Thursday, June 14, 2012

Why I find this necessary

This is a defining time.  The tech world is expanding as our devices shrink into black boxes of confusion that "just work."   At the same time the national budget crisis is intense, and since science seems so disconnected from the lives of most people, many believe that it is a field in which we can afford to cut funding.  But it is not.

There are two major drives to getting the word out on how our every day items work and how that stems from the scientific discoveries of the past.  
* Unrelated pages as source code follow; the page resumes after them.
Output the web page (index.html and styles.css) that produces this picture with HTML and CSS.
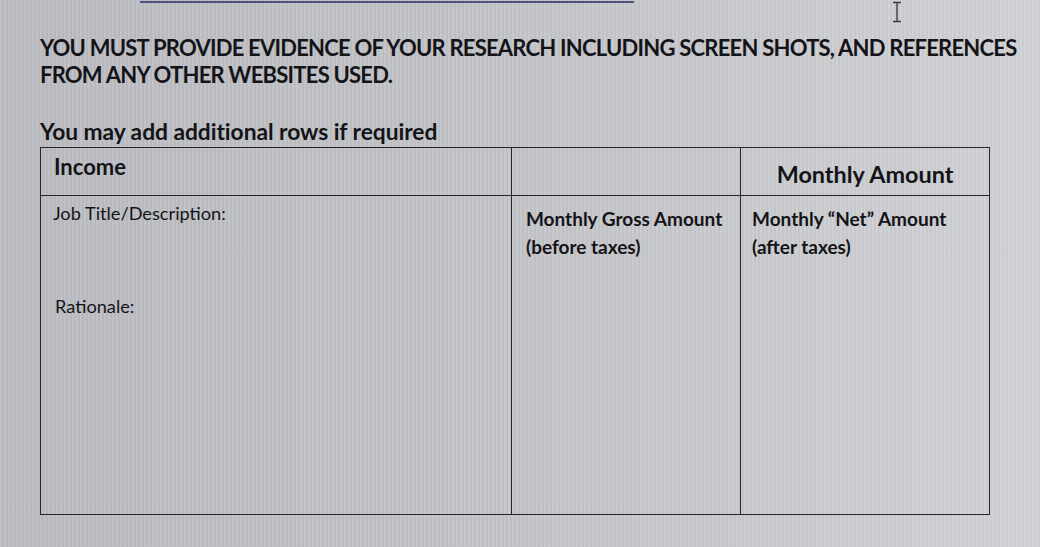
FILE: index.html
```html
<!DOCTYPE html>
<html lang="en">
<head>
<meta charset="utf-8">
<title>Income</title>
<link rel="stylesheet" href="styles.css">
</head>
<body>
<div class="page">
  <div class="link-line"></div>
  <svg class="cursor" width="12" height="22" viewBox="0 0 12 22"><path d="M2 1.5h8M6 1.5v19M2 20.5h8" stroke="#3a3a3e" stroke-width="1.4" fill="none"/></svg>
  <p class="notice">YOU MUST PROVIDE EVIDENCE OF YOUR RESEARCH INCLUDING SCREEN SHOTS, AND REFERENCES<br>FROM ANY OTHER WEBSITES USED.</p>
  <p class="note">You may add additional rows if required</p>
  <table class="income">
    <tr class="head">
      <th class="c1">Income</th>
      <th class="c2"></th>
      <th class="c3 amount">Monthly Amount</th>
    </tr>
    <tr class="body">
      <td class="c1">
        <div class="label">Job Title/Description:</div>
        <div class="label rationale">Rationale:</div>
      </td>
      <td class="c2"><div class="sub">Monthly Gross Amount<br>(before taxes)</div></td>
      <td class="c3"><div class="sub">Monthly “Net” Amount<br>(after taxes)</div></td>
    </tr>
  </table>
</div>
</body>
</html>
```
FILE: styles.css
```css
html, body {
  margin: 0;
  padding: 0;
}
body {
  width: 1040px;
  height: 547px;
  overflow: hidden;
  font-family: "Lato", "Open Sans", sans-serif;
  color: #141418;
  background:
    repeating-linear-gradient(90deg, rgba(255,255,255,0.05) 0 2px, rgba(0,0,0,0.03) 2px 4px),
    linear-gradient(90deg, #bcbdc2 0%, #c3c4c8 45%, #cbccd0 75%, #d2d3d6 100%);
}
.page {
  position: relative;
  height: 547px;
  padding-left: 40px;
  box-sizing: border-box;
}
.link-line {
  position: absolute;
  left: 140px;
  top: 1px;
  width: 494px;
  height: 2px;
  background: #4d5283;
}
.cursor {
  position: absolute;
  left: 891px;
  top: 1px;
}
.notice {
  margin: 0;
  padding-top: 34px;
  font-size: 22px;
  line-height: 27px;
  font-weight: 700;
  letter-spacing: -0.77px;
}
.note {
  margin: 0;
  padding-top: 30px;
  font-size: 22.8px;
  line-height: 26px;
  font-weight: 700;
  letter-spacing: -0.05px;
}
.income {
  margin-top: 3px;
  border-collapse: collapse;
  width: 950px;
}
.income th, .income td {
  border: 1.5px solid #26262a;
  vertical-align: top;
  text-align: left;
  padding: 0;
}
.c1 { width: 472px; }
.c2 { width: 229px; }
.c3 { width: 249px; }
.head th {
  height: 48px;
  font-size: 22px;
  line-height: 26px;
  font-weight: 700;
  padding: 6px 0 0 13px;
  box-sizing: border-box;
}
.head th.amount {
  text-align: center;
  font-size: 23.4px;
  line-height: 28px;
  padding: 12px 0 0 0;
}
.body td {
  height: 318px;
}
.label {
  font-size: 18.2px;
  line-height: 22px;
  padding: 6px 0 0 12px;
}
.rationale {
  padding-top: 71px;
  padding-left: 14px;
}
.sub {
  font-size: 19px;
  font-weight: 700;
  line-height: 28px;
  padding: 9px 0 0 14px;
}
.c3 .sub {
  padding-left: 11px;
}
```
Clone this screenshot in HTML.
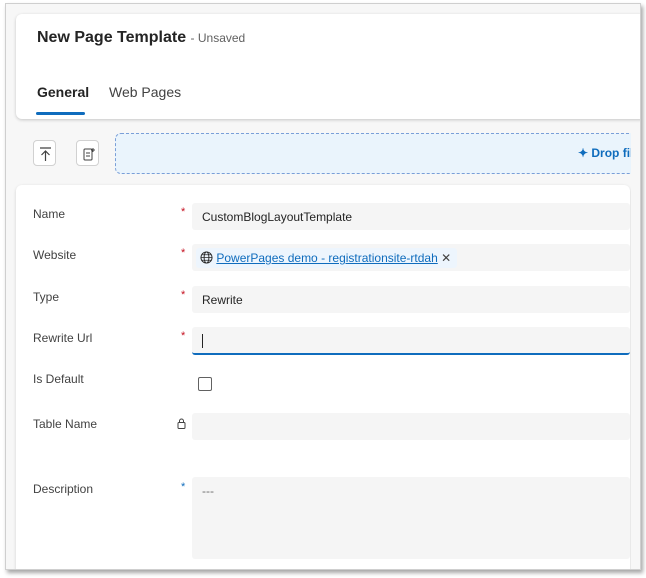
<!DOCTYPE html>
<html><head><style>
*{box-sizing:border-box;margin:0;padding:0}
body{width:646px;height:578px;background:#fff;font-family:"Liberation Sans",Arial,sans-serif;position:relative;overflow:hidden;color:#242424}
.frame{position:absolute;left:5px;top:3px;width:636px;height:567px;background:#f7f7f7;border:1px solid #cfcfcf;box-shadow:2px 3px 4px rgba(0,0,0,.35);overflow:hidden}
.hdr{position:absolute;left:10px;top:10px;width:630px;height:105px;background:#fff;border-radius:6px;box-shadow:0 1px 3px rgba(0,0,0,.2)}
.title{position:absolute;left:21px;top:15px;font-size:16px;font-weight:bold;color:#242424}
.title span{font-size:12px;font-weight:normal;color:#616161}
.tab{position:absolute;top:70px;font-size:14px}
.ul{position:absolute;left:20px;top:98px;width:49px;height:3px;background:#0f6cbd;border-radius:2px}
.btn{position:absolute;top:136px;width:23px;height:26px;border:1px solid #d1d1d1;border-radius:4px;background:#fff}
.drop{position:absolute;left:109px;top:129px;width:545px;height:41px;border:1.5px dashed #7a9fd8;border-radius:6px;background:#eaf4fc;overflow:hidden}
.drop span{position:absolute;left:462px;top:12px;color:#0f6cbd;font-size:12px;font-weight:bold;white-space:nowrap}
.clip{position:absolute;left:625px;top:120px;width:11px;height:446px;background:#f7f7f7}
.form{position:absolute;left:10px;top:181px;width:614px;height:388px;background:#fff;border-radius:6px 6px 0 0;box-shadow:0 1px 3px rgba(0,0,0,.15)}
.lbl{position:absolute;left:17px;font-size:12px;color:#424242}
.req{position:absolute;left:165px;color:#c50f1f;font-size:11px}
.fld{position:absolute;left:176px;width:438px;height:27px;background:#f5f5f5;border-radius:3px;font-size:12px;padding:7px 10px}
</style></head><body>
<div class="frame">
<div class="hdr">
<div class="title">New Page Template <span>- Unsaved</span></div>
<div class="tab" style="left:21px;font-weight:bold">General</div>
<div class="tab" style="left:93px;color:#424242">Web Pages</div>
<div class="ul"></div>
</div>
<div class="btn" style="left:27px"><svg width="23" height="26" viewBox="0 0 23 26"><path d="M6 7h11M11.5 10v10M7.5 14l4-4 4 4" stroke="#424242" stroke-width="1.2" fill="none"/></svg></div>
<div class="btn" style="left:70px"><svg width="23" height="26" viewBox="0 0 23 26"><rect x="7" y="8" width="8" height="11" rx="1" stroke="#424242" fill="none"/><path d="M9 12h4M9 15h4" stroke="#424242"/><path d="M16 7v4M14 9h4" stroke="#424242"/></svg></div>
<div class="drop"><span>✦ Drop files here</span></div>
<div class="form">
<div class="lbl" style="top:22px">Name</div><div class="req" style="top:21px">*</div>
<div class="fld" style="top:18px">CustomBlogLayoutTemplate</div>
<div class="lbl" style="top:63px">Website</div><div class="req" style="top:62px">*</div>
<div class="fld" style="top:59px;padding:4px 4px"><span style="display:inline-block;background:#edf5fd;padding:3px 6px 3px 4px;border-radius:3px"><svg width="13" height="13" viewBox="0 0 14 14" style="vertical-align:-2px"><circle cx="7" cy="7" r="6" stroke="#242424" fill="none"/><ellipse cx="7" cy="7" rx="2.6" ry="6" stroke="#242424" fill="none"/><path d="M1 7h12M2 4h10M2 10h10" stroke="#242424" stroke-width=".8"/></svg> <span style="color:#0f6cbd;text-decoration:underline">PowerPages demo - registrationsite-rtdah</span> <span style="color:#424242">✕</span></span></div>
<div class="lbl" style="top:105px">Type</div><div class="req" style="top:104px">*</div>
<div class="fld" style="top:101px">Rewrite</div>
<div class="lbl" style="top:146px">Rewrite Url</div><div class="req" style="top:145px">*</div>
<div class="fld" style="top:142px;border-bottom:2px solid #0f6cbd;height:28px"><span style="display:inline-block;width:1px;height:14px;background:#242424"></span></div>
<div class="lbl" style="top:187px">Is Default</div>
<div style="position:absolute;left:182px;top:192px;width:14px;height:14px;border:1px solid #616161;border-radius:2px"></div>
<div class="lbl" style="top:232px">Table Name</div>
<svg style="position:absolute;left:161px;top:233px" width="9" height="11" viewBox="0 0 9 11"><rect x="1" y="4.5" width="7" height="6" rx="1" stroke="#424242" fill="none"/><path d="M2.5 4.5V3a2 2 0 014 0v1.5" stroke="#424242" fill="none"/></svg>
<div class="fld" style="top:228px"></div>
<div class="lbl" style="top:297px">Description</div><div class="req" style="top:296px;color:#0f6cbd">*</div>
<div class="fld" style="top:292px;height:82px;color:#707070">---</div>
</div>
<div class="clip"></div>
</div>
</body></html>
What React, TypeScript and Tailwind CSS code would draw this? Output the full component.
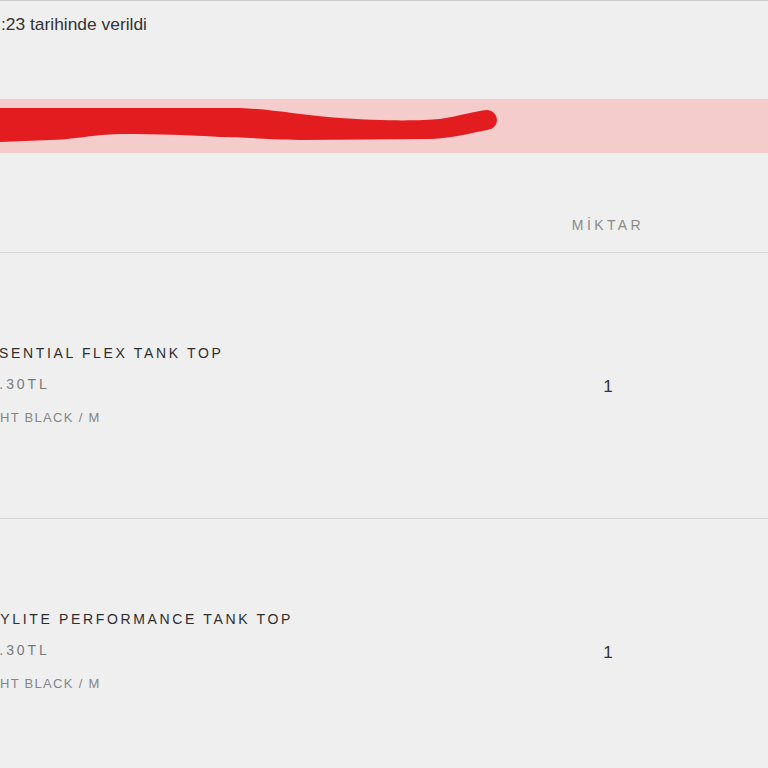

First and foremost, for the future of technology to stay here in the United States, we need to understand and teach the next generation what goes into everyday devices.   They are curious, but it seems quite hard.  This is not like when Feynmann was a boy and there were only 3 circuit elements in a radio.  This is a dangerous time, where things seem confusing enough that we might have no reason to learn them at all.  But learning the fundamentals of how things work enables us to innovate and make connections.  The American advantage comes from this ability to innovate, and to keep that ability here for another generation, we need to spread the word that science is digestible, understandable, natural and interesting.

Secondly, there is this whole money issue.  Maybe if we show people how the things that they love connect back to past investments in fundamental science, everyone will agree that funding science is the only way for our country and our world to progress.

1 comment:

  1. "Without fundamental science, nowadays we would have the best parrafin lamps on earth."